Certainly, government should have the power to investigate the pricing of a commodity as crucial as oil. But in comparing the oil companies to Enron, she has gone further than this. Notably, the latest government report by the Federal Trade Commission does not back her up. The FTC, in a report signed by all five commissioners, including an independent and a Democrat, found "no instances of illegal market manipulation that led to higher prices."
In a press release May 22, Cantwell claimed the report "shows evidence of price gouging." But gouging had been defined in the authorizing law as any price higher after Hurricane Katrina than before it. The FTC did find price increases, but it said they were about what would be expected in a competitive market.
Cantwell suggests the oil companies may be "Enron-style profiteers." She refers to the Western electricity crisis of 2001, which occurred in a regional market, effectively unconnected to the rest of the world, subject to untested rules imposed by the state of California. Energy traders figured out how to manipulate that market by shutting down power plants for phony maintenance. Through duplicity, they pushed up electricity prices more than tenfold.

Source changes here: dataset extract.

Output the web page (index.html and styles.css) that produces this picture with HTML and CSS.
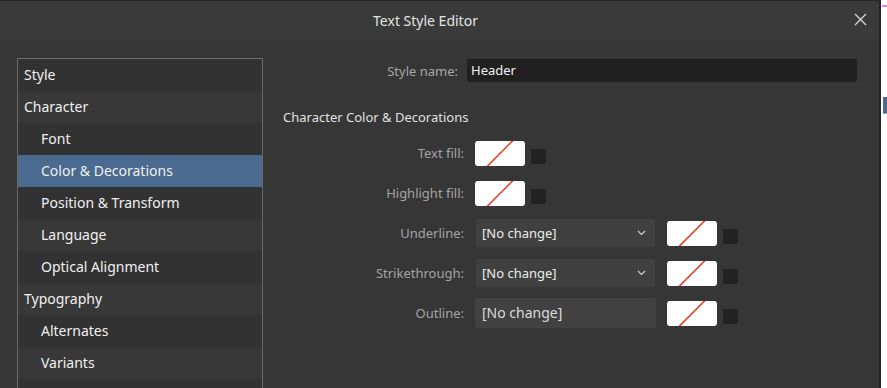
FILE: index.html
```html
<!DOCTYPE html>
<html lang="en">
<head>
    <meta charset="UTF-8">
    <title>Text Style Editor</title>
    <link rel="stylesheet" href="styles.css">
</head>
<body>
    <div class="backdrop-tab"></div>
    <div class="backdrop-pink"></div>

    <div class="dialog">
        <div class="titlebar">
            <span class="title">Text Style Editor</span>
            <svg class="close" width="13" height="13" viewBox="0 0 13 13">
                <path d="M1 1 L12 12 M12 1 L1 12" stroke="#d4d4d4" stroke-width="1.4" fill="none"/>
            </svg>
        </div>

        <div class="main">
            <!-- Category list -->
            <div class="sidebar">
                <div class="item">Style</div>
                <div class="item">Character</div>
                <div class="item sub">Font</div>
                <div class="item sub selected">Color &amp; Decorations</div>
                <div class="item sub">Position &amp; Transform</div>
                <div class="item sub">Language</div>
                <div class="item sub">Optical Alignment</div>
                <div class="item">Typography</div>
                <div class="item sub">Alternates</div>
                <div class="item sub">Variants</div>
                <div class="item"></div>
            </div>

            <!-- Settings -->
            <div class="panel">
                <div class="name-row">
                    <span class="name-label">Style name:</span>
                    <div class="name-input">Header</div>
                </div>

                <div class="section-title">Character Color &amp; Decorations</div>

                <div class="row">
                    <span class="label">Text fill:</span>
                    <div class="swatch"><svg width="50" height="25" viewBox="0 0 50 25"><line x1="12" y1="25.5" x2="38" y2="-0.5" stroke="#e8341c" stroke-width="1.5"/></svg></div>
                    <div class="toggle"></div>
                </div>
                <div class="row">
                    <span class="label">Highlight fill:</span>
                    <div class="swatch"><svg width="50" height="25" viewBox="0 0 50 25"><line x1="12" y1="25.5" x2="38" y2="-0.5" stroke="#e8341c" stroke-width="1.5"/></svg></div>
                    <div class="toggle"></div>
                </div>
                <div class="row">
                    <span class="label">Underline:</span>
                    <div class="select">
                        <span>[No change]</span>
                        <svg width="9" height="6" viewBox="0 0 9 6"><polyline points="1,1 4.5,4.5 8,1" stroke="#cfcfcf" stroke-width="1.2" fill="none"/></svg>
                    </div>
                    <div class="swatch"><svg width="50" height="25" viewBox="0 0 50 25"><line x1="12" y1="25.5" x2="38" y2="-0.5" stroke="#e8341c" stroke-width="1.5"/></svg></div>
                    <div class="toggle"></div>
                </div>
                <div class="row">
                    <span class="label">Strikethrough:</span>
                    <div class="select">
                        <span>[No change]</span>
                        <svg width="9" height="6" viewBox="0 0 9 6"><polyline points="1,1 4.5,4.5 8,1" stroke="#cfcfcf" stroke-width="1.2" fill="none"/></svg>
                    </div>
                    <div class="swatch"><svg width="50" height="25" viewBox="0 0 50 25"><line x1="12" y1="25.5" x2="38" y2="-0.5" stroke="#e8341c" stroke-width="1.5"/></svg></div>
                    <div class="toggle"></div>
                </div>
                <div class="row">
                    <span class="label">Outline:</span>
                    <div class="text-box">[No change]</div>
                    <div class="swatch"><svg width="50" height="25" viewBox="0 0 50 25"><line x1="12" y1="25.5" x2="38" y2="-0.5" stroke="#e8341c" stroke-width="1.5"/></svg></div>
                    <div class="toggle"></div>
                </div>
            </div>
        </div>
    </div>
</body>
</html>
```

FILE: styles.css
```css
body {
    margin: 0;
    background: #ffffff;
    font-family: "Noto Sans", "Open Sans", sans-serif;
    width: 887px;
    height: 388px;
    overflow: hidden;
    position: relative;
}

/* bits of other windows peeking out behind the dialog */
.backdrop-tab {
    position: absolute;
    left: 883px;
    top: 97px;
    width: 10px;
    height: 16px;
    background: #4b6a8f;
    border-bottom: 1px solid #8aa0bd;
}

.backdrop-pink {
    position: absolute;
    left: 882px;
    top: 5px;
    width: 10px;
    height: 2px;
    background: #e27fe6;
}

.dialog {
    margin-left: -28px;
    width: 909px;
    height: 388px;
    background: #363636;
    border-right: 2px solid #242424;
    border-top: 1px solid #262626;
    box-sizing: border-box;
    display: flex;
    flex-direction: column;
    position: relative;
    overflow: hidden;
}

.titlebar {
    height: 39px;
    flex-shrink: 0;
    display: flex;
    align-items: center;
    justify-content: center;
    background: #3a3a3a;
    position: relative;
}

.title {
    color: #e4e4e4;
    font-size: 14px;
}

.close {
    position: absolute;
    right: 12px;
    top: 12px;
}

.main {
    display: flex;
    flex: 1;
    padding-top: 18px;
    padding-left: 45px;
}

.sidebar {
    width: 244px;
    border: 1px solid #6b6b6b;
    border-bottom: none;
    flex-shrink: 0;
    overflow: hidden;
}

.item {
    height: 32px;
    line-height: 32px;
    padding-left: 6px;
    color: #f0f0f0;
    font-size: 14px;
    background: #323232;
}

.item:nth-child(even) {
    background: #383838;
}

.item.sub {
    padding-left: 23px;
}

.item.selected {
    background: #4a6a8f;
}

.panel {
    margin-left: 20px;
    display: flex;
    flex-direction: column;
}

.name-row {
    display: flex;
    align-items: center;
    margin-top: 1px;
    height: 23px;
}

.name-label {
    width: 175px;
    text-align: right;
    margin-right: 9px;
    color: #a8a8a8;
    font-size: 13px;
}

.name-input {
    width: 386px;
    height: 23px;
    line-height: 23px;
    padding-left: 4px;
    background: #202020;
    border-radius: 2px;
    color: #f0f0f0;
    font-size: 13px;
}

.section-title {
    margin-top: 24px;
    height: 22px;
    line-height: 22px;
    color: #e0e0e0;
    font-size: 13px;
}

.row {
    display: flex;
    align-items: center;
    height: 40px;
}

.section-title + .row {
    margin-top: 5px;
}

.label {
    width: 181px;
    margin-right: 11px;
    text-align: right;
    color: #a4a4a4;
    font-size: 13px;
}

.swatch {
    width: 50px;
    height: 25px;
    background: #ffffff;
    border-radius: 3px;
    overflow: hidden;
}

.swatch svg {
    display: block;
}

.toggle {
    width: 15px;
    height: 15px;
    margin-left: 6px;
    margin-top: 6px;
    background: #222222;
    border-radius: 2px;
}

.select {
    width: 179px;
    height: 28px;
    margin-left: 1px;
    margin-right: 12px;
    padding: 0 9px 0 6px;
    box-sizing: border-box;
    background: #404040;
    border-radius: 2px;
    display: flex;
    align-items: center;
    justify-content: space-between;
    color: #ececec;
    font-size: 13px;
}

.text-box {
    width: 181px;
    height: 30px;
    line-height: 30px;
    margin-right: 11px;
    padding-left: 7px;
    box-sizing: border-box;
    background: #414141;
    border-radius: 2px;
    color: #dcdcdc;
    font-size: 14px;
}
```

The law defines and forbids fraud, collusion and deceptive practices. Cantwell offers a bill that additionally makes a federal crime of "gouging," which is a vaguer thing.
In an economic system in which the seller may charge what the market will bear, it is unclear how to define gouging — and Cantwell's bill does not try. It defines the penalties — up to $3 million a day — but instructs the FTC to define the crime.
Of two charges against the companies, the first does not stick and the second is undefined. Cantwell's case may improve; she has asked the Government Accountability Office to do a new study, which may be a smart thing. But so far, the latest and best information does not support our junior senator's election-year alarms.